Hace ya unos años que les hinqué el diente a los libros de sangre del amigo Barker. Tengo un recuerdo confuso: relatos que me marcaron, muy viscerales en el sentido de que tuvieron el mismo efecto de un puñetazo en la boca del estómago, y otros aburridos como una encíclica papal hablando del uso del condón. La sensación final es muy similar a la que me producen las historias de Robert Bloch, siendo estilos marcadamente diferentes, me entretiene, pero no acaba de penetrar como bloque, como autor, como un todo.

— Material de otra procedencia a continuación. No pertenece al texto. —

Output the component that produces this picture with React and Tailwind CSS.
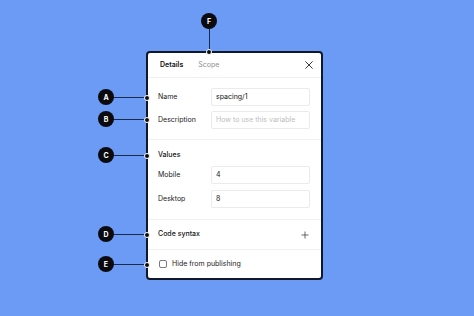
import React from "react";

function Marker({ letter, cx, cy }) {
  return (
    <div
      className="absolute w-[16px] h-[16px] rounded-full bg-[#0b0b0f] text-white flex items-center justify-center text-[7px] font-bold leading-none"
      style={{ left: cx - 8, top: cy - 8 }}
    >
      {letter}
    </div>
  );
}

function HLine({ y, x1, x2 }) {
  return (
    <>
      <div className="absolute h-[1px] bg-[#1b2a48]" style={{ left: x1, top: y, width: x2 - x1 }} />
      <div
        className="absolute w-[6px] h-[6px] rounded-full bg-[#0b0b0f] border border-white"
        style={{ left: x2 - 3, top: y - 2.5 }}
      />
    </>
  );
}

function Input({ value, placeholder }) {
  return (
    <div className="w-[99px] h-[18px] border border-[#ebebeb] rounded-[2px] flex items-center pl-[4px] text-[7px]">
      {value ? (
        <span className="text-[#141414]">{value}</span>
      ) : (
        <span className="text-[#bdbdbd]">{placeholder}</span>
      )}
    </div>
  );
}

export default function App() {
  const rows = [
    { l: "A", y: 97 },
    { l: "B", y: 119 },
    { l: "C", y: 155 },
    { l: "D", y: 234 },
    { l: "E", y: 264 },
  ];
  return (
    <div
      className="relative w-[474px] h-[316px] bg-[#6b9bf4] overflow-hidden pl-[146px] pt-[51px]"
      style={{ fontFamily: "Inter, 'Noto Sans', sans-serif" }}
    >
      <div className="w-[177px] h-[229px] bg-white border-2 border-[#111827] rounded-[4px] flex flex-col text-[#222]">
        {/* header */}
        <div className="h-[25px] shrink-0 border-b border-[#f0f0f0] flex items-center pl-[12px] pr-[8px]">
          <span className="text-[7px] font-semibold text-[#111]">Details</span>
          <span className="text-[7px] text-[#8f8f8f] ml-[15px]">Scope</span>
          <svg className="ml-auto" width="8" height="8" viewBox="0 0 8 8">
            <path d="M0.7 0.7 L7.3 7.3 M7.3 0.7 L0.7 7.3" stroke="#222" strokeWidth="0.9" strokeLinecap="round" />
          </svg>
        </div>
        {/* name / description */}
        <div className="shrink-0 border-b border-[#f0f0f0] py-[10px] pl-[10px] pr-[11px] flex flex-col gap-[5px]">
          <div className="flex items-center">
            <span className="w-[53px] text-[7px]">Name</span>
            <Input value="spacing/1" />
          </div>
          <div className="flex items-center">
            <span className="w-[53px] text-[7px]">Description</span>
            <Input placeholder="How to use this variable" />
          </div>
        </div>
        {/* values */}
        <div className="shrink-0 border-b border-[#f0f0f0] pt-[10px] pb-[11px] pl-[10px] pr-[11px] flex flex-col">
          <div className="h-[10px] flex items-center text-[7px] font-medium text-[#141414]">Values</div>
          <div className="flex items-center mt-[6px]">
            <span className="w-[53px] text-[7px]">Mobile</span>
            <Input value="4" />
          </div>
          <div className="flex items-center mt-[6px]">
            <span className="w-[53px] text-[7px]">Desktop</span>
            <Input value="8" />
          </div>
        </div>
        {/* code syntax */}
        <div className="h-[30px] shrink-0 border-b border-[#f0f0f0] flex items-center pl-[10px] pr-[12px]">
          <span className="text-[7px] font-medium text-[#141414]">Code syntax</span>
          <svg className="ml-auto" width="8" height="8" viewBox="0 0 8 8">
            <path d="M4 0.5 V7.5 M0.5 4 H7.5" stroke="#444" strokeWidth="0.8" />
          </svg>
        </div>
        {/* hide */}
        <div className="flex-1 flex items-center pl-[11px]">
          <div className="w-[8px] h-[8px] border border-[#7a7a7a] rounded-[2px]" />
          <span className="ml-[5px] text-[7px]">Hide from publishing</span>
        </div>
      </div>

      {/* annotations */}
      {rows.map((r) => (
        <HLine key={"l" + r.l} y={r.y} x1={106} x2={147} />
      ))}
      {rows.map((r) => (
        <Marker key={r.l} letter={r.l} cx={106} cy={r.y} />
      ))}
      <div className="absolute w-[1px] bg-[#1b2a48]" style={{ left: 208.5, top: 21, height: 31 }} />
      <div className="absolute w-[6px] h-[6px] rounded-full bg-[#0b0b0f] border border-white" style={{ left: 206, top: 49 }} />
      <Marker letter="F" cx={209} cy={21} />
    </div>
  );
}
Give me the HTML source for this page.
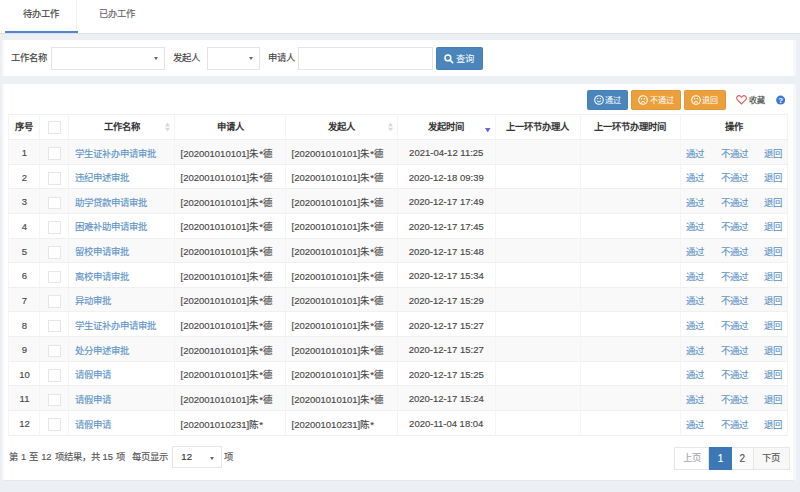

Este verano me fui a por Hellraiser, me senté en la terraza, pipa de agua y vodka con zumo helado al canto —si, en lo que respecta a la preparación de ciertos momentos de lectura soy un sibarita, y más si estoy de vacaciones— y comencé la lectura. El estilo de Barrer es sólido, no se me ocurre mejor definición en lo que a mi respecta, sin llegar a estar totalmente influenciado por la forma de narrar fílmica, dota a la historia de un ritmo natural que te impide abandonar la lectura. Barrer no se anda con chiquitas, explorador avezado, bucea en aquellos recovecos que pocos se han atrevido a explorar. Abiertamente juega con los vicios y pasiones contemporáneas: sexo, más sexo, violencia, ambición, deseo, engaño, flaquezas humanas, y más sexo… y juega sin contemplaciones. El terror es un terror, repito, sólido y contundente; cuando hace presencia salpica tanto el rostro de la víctima como el del lector. El terror es físico y se solidifica en el dolor; así, en esta obra, el dolor posee una cualidad dual. Por un lado es una necesidad, un deseo, un punto masoquista que une terror y placer. Por otro, no pierde su esencia destructora, desintegradora, con el miedo a la muerte como estigma final, péndulo que oscila sobre el personaje. Una dualidad que se ve personificada en cada uno de los Cenobitas.
Esto me confirma que es necesaria una relectura de esos Libros de Sangre.